(Items from a data source)
::::

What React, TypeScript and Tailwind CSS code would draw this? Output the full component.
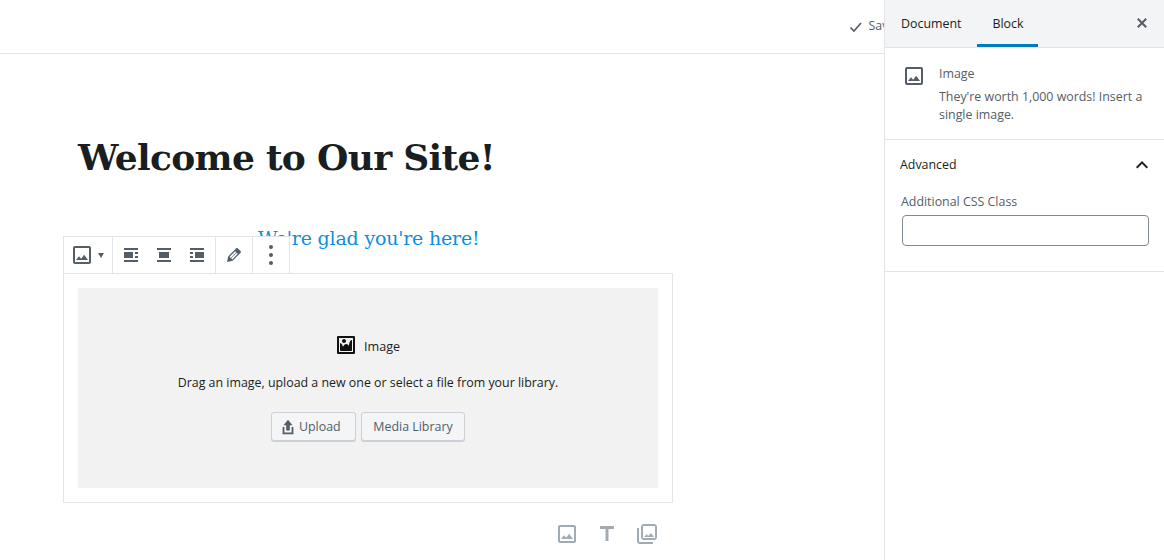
const ImageIcon = ({ className }: { className: string }) => (
  <svg viewBox="0 0 24 24" className={className} fill="currentColor">
    <path d="m19 5v14h-14v-14h14m0-2h-14c-1.1 0-2 0.9-2 2v14c0 1.1 0.9 2 2 2h14c1.1 0 2-0.9 2-2v-14c0-1.1-0.9-2-2-2z" />
    <path d="m14.14 11.86l-3 3.87-2.14-2.59-3 3.86h12l-3.86-5.14z" />
  </svg>
)

const AlignIcon = ({ d }: { d: string }) => (
  <svg viewBox="0 0 20 20" className="h-5 w-5 text-[#555d66]" fill="currentColor">
    <path d={d} />
  </svg>
)

function Toolbar() {
  return (
    <div className="absolute left-[-1px] top-[-38px] flex h-[38px] border border-[#e2e4e7] bg-white text-[#555d66]">
      <div className="flex w-[49px] items-center border-r border-[#e2e4e7] pl-[6px]">
        <ImageIcon className="h-6 w-6" />
        <span className="ml-[4px] h-0 w-0 border-x-[3px] border-t-[5px] border-x-transparent border-t-[#555d66]" />
      </div>
      <div className="flex w-[103px] items-center gap-[13px] border-r border-[#e2e4e7] pl-[8px]">
        <AlignIcon d="M3 5h14V3H3v2zm9 8V7H3v6h9zm2-4h3V7h-3v2zm0 4h3v-2h-3v2zM3 17h14v-2H3v2z" />
        <AlignIcon d="M3 5h14V3H3v2zm12 8V7H5v6h10zM3 17h14v-2H3v2z" />
        <AlignIcon d="M3 5h14V3H3v2zm0 4h3V7H3v2zm14 4V7H8v6h9zM3 13h3v-2H3v2zm0 4h14v-2H3v2z" />
      </div>
      <div className="flex w-[37px] items-center justify-center border-r border-[#e2e4e7]">
        <svg viewBox="0 0 20 20" className="h-5 w-5" fill="currentColor">
          <path d="M13.89 3.39l2.71 2.72c.46.46.42 1.24.03 1.64l-8.01 8.02-5.56 1.16 1.16-5.58s7.6-7.63 7.99-8.03c.39-.39 1.22-.39 1.68.07zm-2.73 2.79l-5.59 5.61 1.11 1.11 5.54-5.65zm-2.97 8.23l5.58-5.6-1.07-1.08-5.59 5.6z" />
        </svg>
      </div>
      <div className="flex w-[36px] flex-col items-center justify-center gap-[4px]">
        <span className="h-[4px] w-[4px] rounded-full bg-[#555d66]" />
        <span className="h-[4px] w-[4px] rounded-full bg-[#555d66]" />
        <span className="h-[4px] w-[4px] rounded-full bg-[#555d66]" />
      </div>
    </div>
  )
}

function ImageBlock() {
  return (
    <div className="relative ml-[63px] w-[610px] border border-[#e2e4e7] p-[14px]">
      <Toolbar />
      <div className="flex h-[200px] flex-col items-center bg-[#f2f2f2] pt-[45px] text-[12.4px] text-[#191e23]">
        <div className="flex h-6 items-center">
          <svg viewBox="0 0 20 20" className="h-5 w-5 text-[#111]" fill="currentColor">
            <path d="M2.25 1h15.5c.69 0 1.25.56 1.25 1.25v15.5c0 .69-.56 1.25-1.25 1.25H2.25C1.56 19 1 18.44 1 17.75V2.25C1 1.56 1.56 1 2.25 1zM17 17V3H3v14h14zM10 6c0-1.1-.9-2-2-2s-2 .9-2 2 .9 2 2 2 2-.9 2-2zm3 5s0-6 3-6v10c0 .55-.45 1-1 1H5c-.55 0-1-.45-1-1V8c2 0 3 4 3 4s1-3 3-3 3 2 3 2z" />
          </svg>
          <span className="ml-[8px] mt-[5px] text-[12.6px]">Image</span>
        </div>
        <p className="mt-[17px] h-[18px] leading-[18px]">
          Drag an image, upload a new one or select a file from your library.
        </p>
        <div className="mt-[20px] flex gap-[5px] text-[#555d66]">
          <button className="flex h-[29px] w-[85px] items-center rounded-[3px] border border-[#ccd0d4] bg-[#f3f5f6] pl-[7px] pt-[2px] shadow-[0_1px_0_#ccd0d4]">
            <svg viewBox="0 0 20 20" className="-mt-[2px] mr-[2px] h-[18px] w-[18px]" fill="currentColor">
              <path d="M8 14V8H5l5-6 5 6h-3v6H8zm-2 2v-6H4v8h12.01v-8H14v6H6z" />
            </svg>
            Upload
          </button>
          <button className="h-[29px] w-[104px] rounded-[3px] border border-[#ccd0d4] bg-[#f3f5f6] pt-[2px] shadow-[0_1px_0_#ccd0d4]">
            Media Library
          </button>
        </div>
      </div>
    </div>
  )
}

function Inserters() {
  return (
    <div className="ml-[555px] mt-[19px] flex gap-[16px] text-[#a2aab2]">
      <ImageIcon className="h-6 w-6" />
      <svg viewBox="0 0 24 24" className="h-6 w-6" fill="currentColor">
        <path d="M5 4v3h5.5v12h3V7H19V4z" />
      </svg>
      <svg viewBox="0 0 24 24" className="h-6 w-6" fill="currentColor">
        <path d="M20 4v12H8V4h12m0-2H8L6 4v12l2 2h12l2-2V4l-2-2z" />
        <path d="m12 12l1 2 3-3 3 4H9z" />
        <path d="m2 6v14l2 2h14v-2H4V6H2z" />
      </svg>
    </div>
  )
}

function Sidebar() {
  return (
    <aside className="relative w-[280px] shrink-0 border-l border-[#e2e4e7] bg-white text-[12.4px] text-[#191e23]">
      <div className="flex h-[48px] items-stretch border-b border-[#e2e4e7] bg-[#f3f4f5] pl-[16px]">
        <span className="flex items-center pt-[1px]">Document</span>
        <span className="ml-[16px] flex w-[61px] items-center justify-center border-b-[3px] border-[#007cba] pt-[4px]">
          Block
        </span>
        <svg viewBox="0 0 20 20" className="ml-auto mr-[12px] mt-[13px] h-5 w-5 text-[#555d66]" fill="currentColor">
          <path d="M14.95 6.46L11.41 10l3.54 3.54-1.41 1.41L10 11.42l-3.53 3.53-1.42-1.42L8.58 10 5.05 6.47l1.42-1.42L10 8.58l3.54-3.53z" />
        </svg>
      </div>
      <div className="flex h-[92px] border-b border-[#e2e4e7] pl-[17px] pt-[16px] text-[#555d66]">
        <ImageIcon className="h-6 w-6" />
        <div className="ml-[13px] w-[210px] leading-[18px]">
          <div className="mb-[5px] mt-[1px]">Image</div>
          <p className="mt-[5px]">They're worth 1,000 words! Insert a single image.</p>
        </div>
      </div>
      <div className="h-[132px] border-b border-[#e2e4e7] pl-[15px] pr-[16px]">
        <div className="flex h-[50px] items-center justify-between font-medium">
          Advanced
          <svg viewBox="0 0 24 24" className="h-6 w-6 -mr-[6px]" fill="currentColor">
            <path d="M7.41 15.41L12 10.83l4.59 4.58L18 14l-6-6-6 6z" />
          </svg>
        </div>
        <label className="mt-[2px] block pl-[1px] leading-[20px] text-[#555d66]">Additional CSS Class</label>
        <input className="ml-[2px] mt-[3px] block h-[31px] w-[247px] rounded-[4px] border border-[#7e8993] bg-white" />
      </div>
    </aside>
  )
}

export default function App() {
  return (
    <div className="flex h-[560px] w-[1164px] overflow-hidden bg-white font-['Open_Sans','Noto_Sans',sans-serif]">
      <main className="min-w-0 flex-1 overflow-hidden">
        <header className="flex h-[54px] items-center justify-end border-b border-[#e2e4e7] text-[12.4px] text-[#555d66]">
          <svg viewBox="0 0 14 14" className="h-[14px] w-[14px] shrink-0" fill="none" stroke="currentColor" strokeWidth="1.7">
            <path d="M1.5 7.5L5 11l7-8" />
          </svg>
          <span className="ml-[6px] -mr-[19px] shrink-0">Saved</span>
        </header>
        <h1 className="ml-[78px] mt-[76px] h-[54px] font-['DejaVu_Serif',serif] text-[36px] font-bold leading-[54px] tracking-[-0.7px] text-[#191e23]">
          Welcome to Our Site!
        </h1>
        <p className="ml-[258px] mt-[40px] font-['DejaVu_Serif',serif] text-[19px] leading-[28px] tracking-[-0.2px] text-[#0e8de0]">
          We're glad you're here!
        </p>
        <div className="mt-[21px]">
          <ImageBlock />
        </div>
        <Inserters />
      </main>
      <Sidebar />
    </div>
  )
}
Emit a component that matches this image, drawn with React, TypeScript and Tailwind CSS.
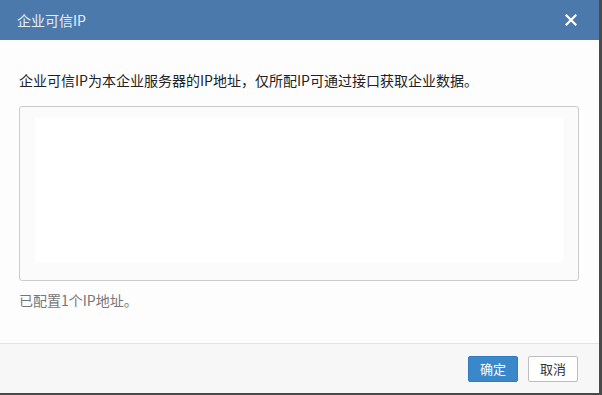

::::

Copy, from the material, each line that holds the string "TypeScript".

Problem solution »
What React, TypeScript and Tailwind CSS code would draw this? Output the full component.
Emit a component that matches this image, drawn with React, TypeScript and Tailwind CSS.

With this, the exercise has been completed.